Санкт-Петербург, ул. Академика Байкова, 14а

Во имя Отца и Сына и Святаго Духа!

Сегодня мы совершаем замечательный в разных отношениях праздник – Введение Богородицы во храм. Само это событие известно из такого произведения, которое описывает ранние годы Богородицы до Благовещения и которое в подлиннике называется «Рождество Мариино». Для многих западных христиан это апокрифы и просто легенды, и тогда непонятно, почему те, кто считают его апокрифом, празднуют сегодняшний праздник, а также Рождество Богородицы, когда не просто сам факт рождества празднуется, а именно те обстоятельства, которые описаны в этом же памятнике. А те, кто считает, что это Священное Предание, как это Православная Церковь издревле прияла, – те, конечно, должны праздновать. И в одном слове невозможно исчерпать, как всегда бывает в важных случаях, смысла сегодняшнего праздника. Но хотя бы об одном нужно сказать.

Что подчеркивает пребывание Богородицы в ветхозаветном храме? Как бы мы его ни локализировали (где он находился – это отдельный разговор), но, во всяком случае, Она была в том помещении, которое было Святым Святых для той общины, в которую впоследствии пришел Христос. Какой смысл в этом? Очевидно, смысл такой, что для новозаветной Церкви, которая должна была вскоре быть основана именно в Самой Богородице, в самом храме, была так важна связь с храмом ветхозаветным.

Если мы обратимся к другим раннехристианским преданиям, то мы еще больше этого увидим, вплоть до того, что сам апостол Иаков, брат Господень, был первосвященником ветхозаветной Церкви (по той версии, которой как раз придерживался Иисус, там было много разных версий). Получается, что Ветхий Завет для нас очень важен. А если мы обратимся к учению ранних и поздних (каких угодно) отцов, то мы можем узнать, чтои в жизни каждого из нас это очень важно. Поскольку многие не понимают, то хотя бы кратко надо об этом сказать.

Есть у нас какое-то призвание, из-за которого мы стали верующими в Бога, так что мы узнали, что Бог есть. И само по себе это важно и необходимо, потому что без этого вообще невозможно быть и оставаться верующим человеком. Но если мы имеем только это, то мы можем это преумножить, как это и должно быть, конечно, — а можем и потерять. Если не так потерять до конца, что уж точно никогда не восстановить, то так, что можно и не восстановить, если забыть об этом.
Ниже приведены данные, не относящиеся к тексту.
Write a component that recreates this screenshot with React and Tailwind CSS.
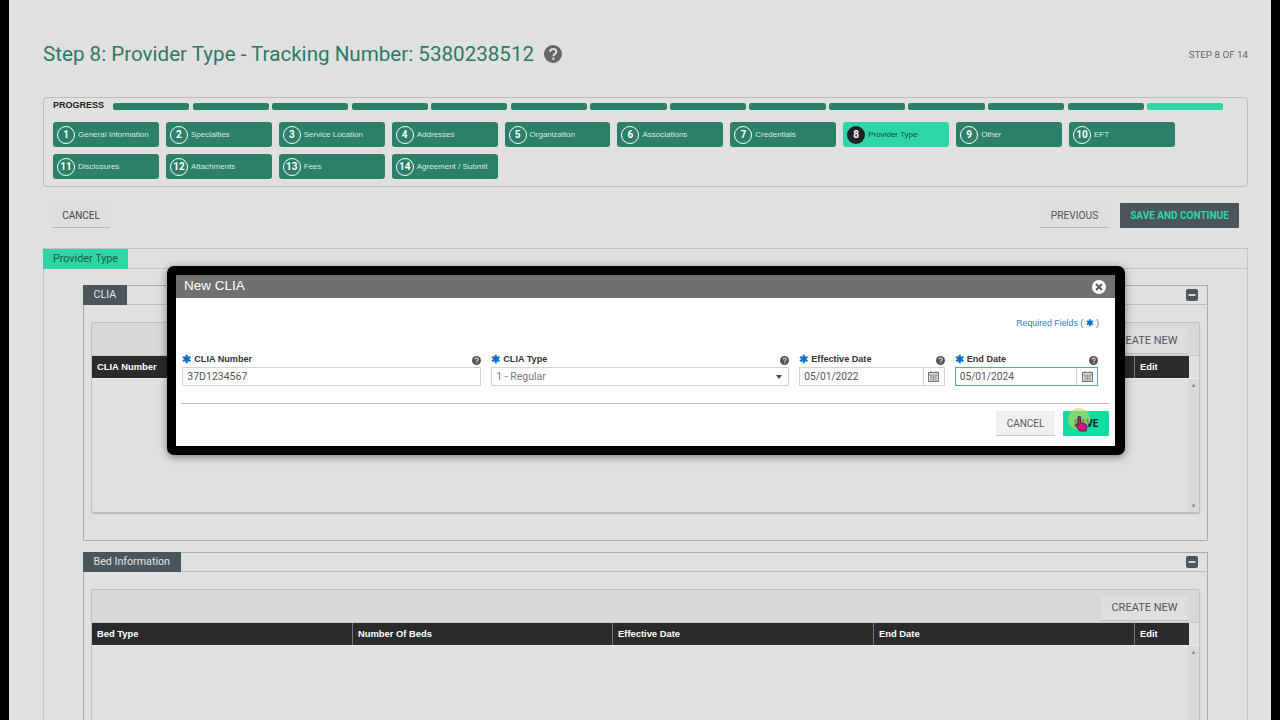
import { Minus } from 'lucide-react'

const STEPS = [
    'General Information', 'Specialties', 'Service Location', 'Addresses', 'Organization',
    'Associations', 'Credentials', 'Provider Type', 'Other', 'EFT',
    'Disclosures', 'Attachments', 'Fees', 'Agreement / Submit',
]

const BED_COLS = [
    { label: 'Bed Type', w: 'w-[261px]' },
    { label: 'Number Of Beds', w: 'w-[260px]' },
    { label: 'Effective Date', w: 'w-[261px]' },
    { label: 'End Date', w: 'w-[261px]' },
    { label: 'Edit', w: 'flex-1' },
]

const CLIA_COLS = [
    { label: 'CLIA Number', w: 'w-[261px]' },
    { label: '', w: 'w-[260px]' },
    { label: '', w: 'w-[261px]' },
    { label: '', w: 'w-[261px]' },
    { label: 'Edit', w: 'flex-1' },
]

function HelpIcon({ size = 9, color = '#555' }) {
    return (
        <svg width={size} height={size} viewBox="0 0 20 20" className="shrink-0">
            <circle cx="10" cy="10" r="10" fill={color} />
            <path d="M6.6 7.6C6.8 5.6 8.2 4.5 10.2 4.5c2 0 3.4 1.2 3.4 2.9 0 1.4-.8 2.1-1.8 2.8-.8.6-1.1 1-1.1 1.8v.4" fill="none" stroke="#e0e0e0" strokeWidth="2.3" />
            <rect x="9.2" y="14" width="2.4" height="2.4" fill="#e0e0e0" />
        </svg>
    )
}

function CalendarIcon() {
    return (
        <svg width="11" height="11" viewBox="0 0 11 11" fill="none" stroke="#777" strokeWidth="1">
            <rect x="0.5" y="1.5" width="10" height="9" fill="#ddd" />
            <path d="M0.5 4h10M3 6h5M3 8h5M3 4v6M5.5 4v6M8 4v6" strokeWidth="0.6" />
            <path d="M3 0v2M8 0v2" />
        </svg>
    )
}

function Star() {
    return <span className="text-[#0b6fc2] text-[11px] font-bold leading-none mr-[3px]">✱</span>
}

function Field({ label, className, children }) {
    return (
        <div className={className}>
            <div className="flex items-center justify-between h-[14px]">
                <span className="flex items-center text-[9.1px] font-bold text-[#333] font-['Liberation_Sans',sans-serif]"><Star />{label}</span>
                <HelpIcon />
            </div>
            {children}
        </div>
    )
}

function DateInput({ value, focused }) {
    return (
        <div className={`flex h-[19px] bg-white ${focused ? 'border-[1.5px] border-[#5ba3c4]' : 'border border-[#d4d4d4]'}`}>
            <span className="flex-1 pl-[4px] text-[10.2px] leading-[18px] text-[#555]">{value}</span>
            <span className="w-[21px] border-l border-[#d4d4d4] flex items-center justify-center"><CalendarIcon /></span>
        </div>
    )
}

function StepButton({ n, label }) {
    const active = n === 8
    return (
        <div className={`w-[105.9px] h-[25px] rounded-[3px] flex items-center pl-[4px] ${active ? 'bg-[#2ed6a5] text-[#14513f]' : 'bg-[#2b8067] text-[#d8e8e2]'}`}>
            <span className={`w-[18px] h-[18px] rounded-full flex items-center justify-center text-[10px] font-bold shrink-0 ${active ? 'bg-[#222] text-white text-[8px]' : 'border-[1.5px] border-white text-white'}`}>{n}</span>
            <span className="ml-[3px] text-[8px] whitespace-nowrap font-['Liberation_Sans',sans-serif]">{label}</span>
        </div>
    )
}

function PanelHeader({ title }) {
    return (
        <div className="flex items-center justify-between h-[20px] border border-b-[#bdbdbd] border-[#aaa] border-l-0">
            <div className="h-[20px] -mt-px px-[10.5px] bg-[#4a565c] text-[#e4e4e4] text-[10.7px] leading-[20px]">{title}</div>
            <span className="w-[12px] h-[12px] mr-[9px] rounded-[2px] bg-[#4a565c] flex items-center justify-center">
                <Minus size={10} strokeWidth={4} color="#fff" />
            </span>
        </div>
    )
}

function GridBox({ cols, downArrow }) {
    return (
        <div className="mx-[7px] mt-[17px] h-[191px] flex flex-col border border-[#c0c0c0] rounded-[2px] shadow-[0_1px_1px_#bbb]">
            <div className="h-[33px] shrink-0 bg-[#d8d8d8] flex justify-end border-b border-[#c8c8c8] pr-[11px] pt-[6px]">
                <button className="w-[87px] h-[25px] bg-[#dedede] text-[#555] text-[11px] border-b border-[#bbb]">CREATE NEW</button>
            </div>
            <div className="flex h-[22px] shrink-0 w-[1097px] bg-[#2b2b2b] text-white text-[9.4px] font-bold leading-[22px] font-['Liberation_Sans',sans-serif]">
                {cols.map((c, i) => (
                    <div key={i} className={`${c.w} pl-[5px] ${i < cols.length - 1 ? 'border-r border-[#777]' : ''}`}>{c.label}</div>
                ))}
            </div>
            <div className="flex-1 flex justify-end min-h-0 border-t border-[#ececec]">
                <div className="w-[11px] bg-[#d9d9d9] flex flex-col items-center justify-between py-[3px] text-[6px] text-[#888] leading-none">
                    <span>▲</span>
                    {downArrow && <span>▼</span>}
                </div>
            </div>
        </div>
    )
}

export default function App() {
    return (
        <div className="relative w-[1280px] h-[720px] overflow-hidden bg-black px-[9px] font-['Roboto','Liberation_Sans',sans-serif]">
            <div className="w-[1262px] h-[720px] overflow-hidden bg-[#e0e0e0] pl-[34px] pt-[41px]">
                {/* Title */}
                <div className="flex items-center justify-between h-[26px] w-[1205px]">
                    <div className="flex items-center gap-[10px]">
                        <h1 className="text-[20.6px] leading-[26px] text-[#2c7a64]">Step 8: Provider Type - Tracking Number: 5380238512</h1>
                        <HelpIcon size={18} color="#666" />
                    </div>
                    <span className="text-[9.8px] text-[#666] pt-[2px]">STEP 8 OF 14</span>
                </div>

                {/* Progress */}
                <div className="mt-[30px] w-[1205px] h-[90px] border border-[#bdbdbd] rounded-[4px] pl-[9px] pt-[4px]">
                    <div className="flex items-center h-[8px]">
                        <span className="w-[60px] text-[9px] font-bold text-[#222] font-['Liberation_Sans',sans-serif]">PROGRESS</span>
                        <div className="flex gap-[3.3px]">
                            {STEPS.map((s, i) => (
                                <span key={s} className={`w-[76.26px] h-[7px] rounded-[2px] ${i === 13 ? 'bg-[#2ed6a5]' : 'bg-[#2b8067]'}`} />
                            ))}
                        </div>
                    </div>
                    <div className="mt-[12px] flex flex-wrap gap-x-[7px] gap-y-[7px]">
                        {STEPS.map((s, i) => <StepButton key={s} n={i + 1} label={s} />)}
                    </div>
                </div>

                {/* Actions */}
                <div className="mt-[16px] w-[1205px] flex items-center justify-between pl-[9px] pr-[9px] h-[25px]">
                    <button className="w-[58px] h-[25px] bg-[#dedede] text-[#444] text-[10px] border-b border-[#bbb]">CANCEL</button>
                    <div className="flex gap-[11px]">
                        <button className="w-[69px] h-[25px] pt-[1px] bg-[#dedede] text-[#555] text-[10.2px] border-b border-[#bbb]">PREVIOUS</button>
                        <button className="w-[119px] h-[25px] bg-[#4a565c] text-[#2ed6a5] text-[10px] font-bold rounded-[1px]">SAVE AND CONTINUE</button>
                    </div>
                </div>

                {/* Provider Type section */}
                <div className="mt-[20px] w-[1205px] h-[600px] border border-[#c4c4c4]">
                    <div className="h-[20px] border-b border-[#c4c4c4]">
                        <div className="w-[85px] h-[20px] -ml-px bg-[#2ed6a5] text-[#26584a] text-[10.8px] leading-[20px] text-center">Provider Type</div>
                    </div>
                    <div className="mx-[39px] mt-[16px]">
                        <div className="h-[256px] border-l border-r border-b border-[#aaa] rounded-b-[2px]">
                            <div className="-ml-px -mr-px"><PanelHeader title="CLIA" /></div>
                            <GridBox cols={CLIA_COLS} downArrow />
                        </div>
                        <div className="mt-[11px] border-l border-r border-[#aaa]">
                            <div className="-ml-px -mr-px"><PanelHeader title="Bed Information" /></div>
                            <GridBox cols={BED_COLS} />
                        </div>
                    </div>
                </div>
            </div>

            {/* Modal */}
            <div className="absolute left-[167px] top-[266px] w-[958px] h-[189px] border-[9px] border-r-[10px] border-black rounded-[7px] bg-white shadow-[0_2px_8px_rgba(0,0,0,0.45)]">
                <div className="h-[23px] bg-[#707070] flex items-center justify-between pl-[8px] pr-[9px]">
                    <span className="text-[13.5px] text-white font-['Liberation_Sans',sans-serif] -mt-[1px]">New CLIA</span>
                    <span className="w-[14px] h-[14px] rounded-full bg-white flex items-center justify-center">
                        <svg width="8" height="8" viewBox="0 0 8 8" stroke="#555" strokeWidth="1.8"><path d="M1 1l6 6M7 1L1 7" /></svg>
                    </span>
                </div>
                <div className="px-[6px]">
                    <div className="h-[55px] pt-[20px] pr-[10px] text-right text-[8.8px] leading-[11px] text-[#2f7fb8] font-['Liberation_Sans',sans-serif]">Required Fields ( <span className="text-[#0b6fc2] font-bold">✱</span> )</div>
                    <div className="flex gap-[10px] pl-[0.3px]">
                        <Field label="CLIA Number" className="w-[299px]">
                            <div className="h-[19px] border border-[#d4d4d4] pl-[4px] text-[10.5px] leading-[17px] text-[#555]">37D1234567</div>
                        </Field>
                        <Field label="CLIA Type" className="w-[298px]">
                            <div className="h-[19px] border border-[#d4d4d4] pl-[4px] pr-[6px] flex items-center justify-between text-[10.5px] text-[#777]">
                                <span>1 - Regular</span>
                                <span className="w-0 h-0 border-l-[3.5px] border-r-[3.5px] border-t-[4px] border-l-transparent border-r-transparent border-t-[#444]" />
                            </div>
                        </Field>
                        <Field label="Effective Date" className="w-[145.4px]">
                            <DateInput value="05/01/2022" />
                        </Field>
                        <Field label="End Date" className="w-[143.6px]">
                            <DateInput value="05/01/2024" focused />
                        </Field>
                    </div>
                    <div className="mt-[17px] border-t border-[#bbb]" />
                    <div className="flex justify-end gap-[8px] pt-[7px]">
                        <button className="w-[59px] h-[25px] bg-[#f0f0f0] text-[#555] text-[10px] border-b border-[#ccc]">CANCEL</button>
                        <button className="relative w-[46px] h-[25px] bg-[#14dca0] text-[#123] text-[10px] font-bold rounded-[1px]">
                            SAVE
                            <span className="absolute left-[5px] top-[-3px] w-[22px] h-[22px] rounded-full bg-[#c8d25a]/60" />
                            <svg className="absolute left-[12px] top-[5px]" width="13" height="17" viewBox="0 0 13 17">
                                <path d="M3 1.5a1.3 1.3 0 0 1 2.6 0V7l5 1.3c1 .3 1.6 1 1.4 2L11 15H4.5L.8 9.6c-.7-1 .6-2.2 1.5-1.2L3 9.2z" fill="#d6118c" stroke="#222" strokeWidth="0.8" />
                            </svg>
                        </button>
                    </div>
                </div>
            </div>
        </div>
    )
}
Это происходит тогда, когда мы начинаем жить по своему усмотрению, когда делаем то, что нам нравится, если у нас есть какой-то позыв, а если нет – то не делаем. А нужно войти в другую жизнь, когда у нас, может быть, и нет позыва делать что-то правильное. Если мы будем себя принуждать к чему-то великому и правильному, то у нас ничего не получится. Но если мы будем себя в таком настроении принуждать к чему-то маленькому и правильному, довольно-таки ничтожному – хотя бы поститься в среду и пятницу, что-нибудь такое совсем символическое (не говорю про великие подвиги типа того, чтобы любить ближнего), – тогда будет что-то сдвигаться, будет что-то увеличиваться. И тогда мы постепенно будем приходить к чему-то более значительному.

Принуждение – это рамка, без которой ничего не вырастет. Это то, что можно сравнить с нашим скелетом. Носим мы в себе скелет, он составляет большую долю массы нашего тела. Представим себе, что мы носили бы на себе на несколько килограммов меньше – как легко было бы ходить. Но если мы уберем именно скелет и на этом будем экономить килограммы, то мы вообще не сможем ходить. И поэтому скелет нужен.

Когда мы действительно живем в Новом завете, то скелет у нас внутри. Мы так делаем, потому что мы не можем иначе, а не потому что мы чего-то боимся или думаем, что надо так или эдак. А у нас все понятно и безальтернативно. Но этот скелет не сразу заводится и вырастает внутри. Для того чтобы он появился, нужно его взять извне.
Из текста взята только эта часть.